One final note: don’t specify “waterproof” without defining test method. Gore-Tex® requires ISO 14268 hydrostatic head ≥10,000 mm. Cheaper membranes (e.g., Sympatex® clones) often fail at 4,200 mm — acceptable for light rain, not monsoon patrols.
People Also Ask
- What’s the difference between sole combat boots and regular work boots? Sole combat boots prioritize multi-directional traction, torsional rigidity, and rapid drainage (e.g., 3mm outsole lug depth, 12° splay angle). Work boots focus on compression resistance and static load dispersion.
- Can I use sneakers’ EVA midsoles in combat boots? No. Sneakers use low-density EVA (90–100 kg/m³) optimized for rebound, not durability. Combat boots require ≥110 kg/m³ with cross-linking additives (e.g., dicumyl peroxide) for creep resistance.

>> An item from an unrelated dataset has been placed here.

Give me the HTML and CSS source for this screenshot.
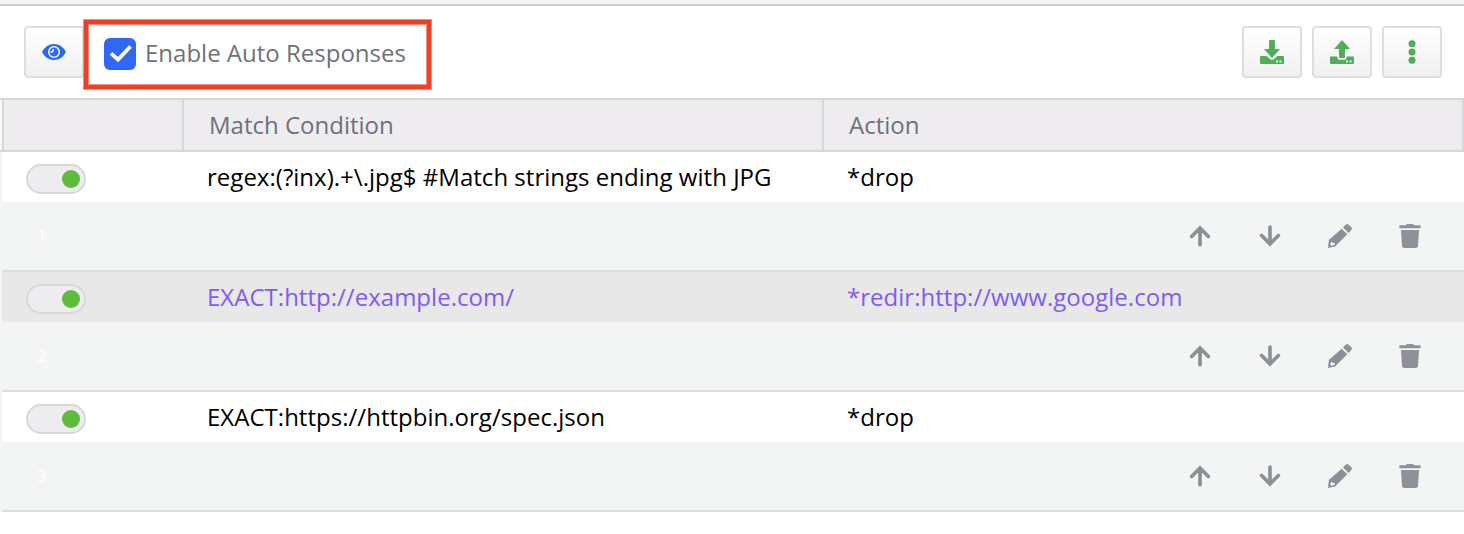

- Which outsole lasts longest on concrete? Carbon-black NBR/SBR compound (Shore A 68) averages 152 km before 30% tread loss — outperforming TPU (118 km) and natural rubber (94 km) in accelerated wear tests (ISO 4649).
- Do Goodyear welted sole combat boots need resoling? Yes — but only every 24–36 months. A properly executed welt allows 2–3 resoles using the same last. Confirm the factory uses brass shanks (0.8 mm thickness) for structural integrity.
- Are vegan sole combat boots possible without sacrificing durability? Yes. PU-based outsoles (BASF Elastollan® C85A) and recycled PET insole boards meet EN ISO 20345 S3. Avoid PVC — it fails REACH phthalate limits and cracks below -5°C.
- How do I verify if a supplier’s TPU is genuine? Request FTIR spectroscopy report showing ester carbonyl peak at 1730 cm⁻¹. Counterfeit “TPU” often shows ether peaks (1100 cm⁻¹) — indicating cheaper TPE.